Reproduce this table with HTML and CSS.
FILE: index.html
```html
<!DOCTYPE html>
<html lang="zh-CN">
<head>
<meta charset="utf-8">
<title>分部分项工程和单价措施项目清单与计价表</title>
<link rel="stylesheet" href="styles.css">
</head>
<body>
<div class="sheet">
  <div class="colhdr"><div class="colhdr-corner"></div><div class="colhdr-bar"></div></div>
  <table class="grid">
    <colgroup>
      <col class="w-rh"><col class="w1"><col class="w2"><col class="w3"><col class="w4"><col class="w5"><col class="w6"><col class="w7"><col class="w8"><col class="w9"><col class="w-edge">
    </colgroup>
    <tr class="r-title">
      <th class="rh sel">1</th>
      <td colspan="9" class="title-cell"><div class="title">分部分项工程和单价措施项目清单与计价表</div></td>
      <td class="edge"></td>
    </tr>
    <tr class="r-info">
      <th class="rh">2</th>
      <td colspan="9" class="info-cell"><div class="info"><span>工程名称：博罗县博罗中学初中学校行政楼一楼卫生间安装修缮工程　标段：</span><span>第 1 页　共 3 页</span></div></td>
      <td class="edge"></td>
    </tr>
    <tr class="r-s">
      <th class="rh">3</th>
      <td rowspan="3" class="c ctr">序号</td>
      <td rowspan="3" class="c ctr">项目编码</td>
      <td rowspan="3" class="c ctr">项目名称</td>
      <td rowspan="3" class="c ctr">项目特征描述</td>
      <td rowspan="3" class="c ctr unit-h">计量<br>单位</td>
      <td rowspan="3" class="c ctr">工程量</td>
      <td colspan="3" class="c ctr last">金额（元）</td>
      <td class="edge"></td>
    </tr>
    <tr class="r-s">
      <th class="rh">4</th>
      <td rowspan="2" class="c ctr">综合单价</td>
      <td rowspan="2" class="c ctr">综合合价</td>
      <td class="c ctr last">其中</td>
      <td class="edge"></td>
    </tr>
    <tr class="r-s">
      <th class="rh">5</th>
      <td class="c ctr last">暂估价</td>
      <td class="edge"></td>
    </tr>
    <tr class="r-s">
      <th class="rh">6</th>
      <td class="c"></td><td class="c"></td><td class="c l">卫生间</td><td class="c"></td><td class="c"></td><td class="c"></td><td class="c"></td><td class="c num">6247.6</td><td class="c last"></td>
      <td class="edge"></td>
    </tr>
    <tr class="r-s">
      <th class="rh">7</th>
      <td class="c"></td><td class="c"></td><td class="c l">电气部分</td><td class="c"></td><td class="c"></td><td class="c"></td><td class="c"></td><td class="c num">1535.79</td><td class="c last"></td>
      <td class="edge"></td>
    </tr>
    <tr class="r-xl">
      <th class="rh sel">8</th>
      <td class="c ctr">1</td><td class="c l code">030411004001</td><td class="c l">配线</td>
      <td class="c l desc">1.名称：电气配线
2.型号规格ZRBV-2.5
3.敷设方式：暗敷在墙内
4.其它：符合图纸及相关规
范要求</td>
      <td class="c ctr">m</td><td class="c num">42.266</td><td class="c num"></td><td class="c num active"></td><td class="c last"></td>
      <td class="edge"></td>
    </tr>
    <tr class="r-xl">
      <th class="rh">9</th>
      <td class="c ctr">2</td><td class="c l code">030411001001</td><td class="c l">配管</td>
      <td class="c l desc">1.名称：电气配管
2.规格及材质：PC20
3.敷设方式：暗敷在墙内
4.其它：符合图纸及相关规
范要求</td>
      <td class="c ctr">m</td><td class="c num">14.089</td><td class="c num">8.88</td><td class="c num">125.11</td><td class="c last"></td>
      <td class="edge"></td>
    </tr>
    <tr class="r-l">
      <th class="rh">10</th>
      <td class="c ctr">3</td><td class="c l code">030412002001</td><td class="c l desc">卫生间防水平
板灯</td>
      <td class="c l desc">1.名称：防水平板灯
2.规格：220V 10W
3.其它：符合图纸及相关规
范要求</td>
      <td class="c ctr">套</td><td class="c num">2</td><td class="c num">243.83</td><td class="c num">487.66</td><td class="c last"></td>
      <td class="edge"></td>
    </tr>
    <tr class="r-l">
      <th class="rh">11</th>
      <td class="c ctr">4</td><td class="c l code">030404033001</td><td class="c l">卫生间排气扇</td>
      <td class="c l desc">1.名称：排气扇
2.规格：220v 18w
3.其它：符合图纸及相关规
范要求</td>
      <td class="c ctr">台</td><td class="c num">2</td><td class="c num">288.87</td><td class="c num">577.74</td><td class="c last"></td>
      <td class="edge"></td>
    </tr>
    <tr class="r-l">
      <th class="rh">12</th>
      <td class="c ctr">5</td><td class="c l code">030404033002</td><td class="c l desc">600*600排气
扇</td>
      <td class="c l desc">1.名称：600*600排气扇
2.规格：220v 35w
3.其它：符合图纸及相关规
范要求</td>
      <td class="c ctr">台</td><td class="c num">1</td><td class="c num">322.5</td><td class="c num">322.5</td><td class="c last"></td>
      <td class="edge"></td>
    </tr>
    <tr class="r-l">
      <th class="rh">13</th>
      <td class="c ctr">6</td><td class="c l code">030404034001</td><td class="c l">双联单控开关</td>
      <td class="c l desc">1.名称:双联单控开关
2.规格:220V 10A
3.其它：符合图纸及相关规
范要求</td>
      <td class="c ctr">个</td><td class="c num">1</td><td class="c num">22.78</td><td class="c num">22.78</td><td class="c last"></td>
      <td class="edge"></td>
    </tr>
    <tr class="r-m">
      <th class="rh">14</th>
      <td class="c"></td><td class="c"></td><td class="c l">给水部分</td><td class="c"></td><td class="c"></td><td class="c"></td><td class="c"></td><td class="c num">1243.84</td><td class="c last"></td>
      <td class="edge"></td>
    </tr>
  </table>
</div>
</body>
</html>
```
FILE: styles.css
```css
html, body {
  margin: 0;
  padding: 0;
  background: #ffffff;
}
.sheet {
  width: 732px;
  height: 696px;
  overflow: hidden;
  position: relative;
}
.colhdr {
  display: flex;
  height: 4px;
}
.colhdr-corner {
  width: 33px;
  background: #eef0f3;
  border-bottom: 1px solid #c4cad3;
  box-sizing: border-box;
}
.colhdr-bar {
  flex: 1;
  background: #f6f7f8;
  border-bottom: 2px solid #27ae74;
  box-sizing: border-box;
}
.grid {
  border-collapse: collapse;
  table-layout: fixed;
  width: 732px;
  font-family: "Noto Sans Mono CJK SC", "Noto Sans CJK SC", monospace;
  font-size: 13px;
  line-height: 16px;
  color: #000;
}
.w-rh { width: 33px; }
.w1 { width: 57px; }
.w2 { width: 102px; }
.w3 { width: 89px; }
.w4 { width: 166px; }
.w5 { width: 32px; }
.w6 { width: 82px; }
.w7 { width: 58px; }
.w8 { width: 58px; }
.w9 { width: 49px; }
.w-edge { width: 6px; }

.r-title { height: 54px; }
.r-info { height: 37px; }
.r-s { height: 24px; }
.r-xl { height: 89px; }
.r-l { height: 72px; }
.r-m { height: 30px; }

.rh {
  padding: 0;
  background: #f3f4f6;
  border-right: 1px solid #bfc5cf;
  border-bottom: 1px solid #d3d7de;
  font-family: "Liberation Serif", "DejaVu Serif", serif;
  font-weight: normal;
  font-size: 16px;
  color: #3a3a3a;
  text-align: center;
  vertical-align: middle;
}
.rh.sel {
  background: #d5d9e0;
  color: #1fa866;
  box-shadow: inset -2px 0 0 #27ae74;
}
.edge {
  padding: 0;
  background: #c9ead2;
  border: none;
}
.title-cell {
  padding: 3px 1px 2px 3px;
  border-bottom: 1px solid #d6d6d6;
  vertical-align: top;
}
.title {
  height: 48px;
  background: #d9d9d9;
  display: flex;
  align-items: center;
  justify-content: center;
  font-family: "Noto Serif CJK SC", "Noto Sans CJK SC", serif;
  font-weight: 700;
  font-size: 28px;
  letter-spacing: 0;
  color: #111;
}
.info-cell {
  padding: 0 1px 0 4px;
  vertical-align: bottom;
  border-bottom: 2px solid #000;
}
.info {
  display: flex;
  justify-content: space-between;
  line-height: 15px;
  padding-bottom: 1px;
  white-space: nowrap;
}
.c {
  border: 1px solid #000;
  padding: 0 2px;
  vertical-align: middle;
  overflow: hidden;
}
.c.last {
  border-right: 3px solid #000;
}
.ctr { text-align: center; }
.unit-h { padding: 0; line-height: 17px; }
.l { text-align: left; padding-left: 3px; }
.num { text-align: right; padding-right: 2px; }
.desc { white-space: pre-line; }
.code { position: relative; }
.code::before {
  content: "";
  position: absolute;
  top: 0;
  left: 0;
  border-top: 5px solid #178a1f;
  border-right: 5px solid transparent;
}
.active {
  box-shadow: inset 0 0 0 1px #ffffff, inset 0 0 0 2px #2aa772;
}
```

Brief: Pick out each line above that includes "table" and show it.

Result of this task:
Reproduce this table with HTML and CSS.
  <table class="grid">
  </table>
  table-layout: fixed;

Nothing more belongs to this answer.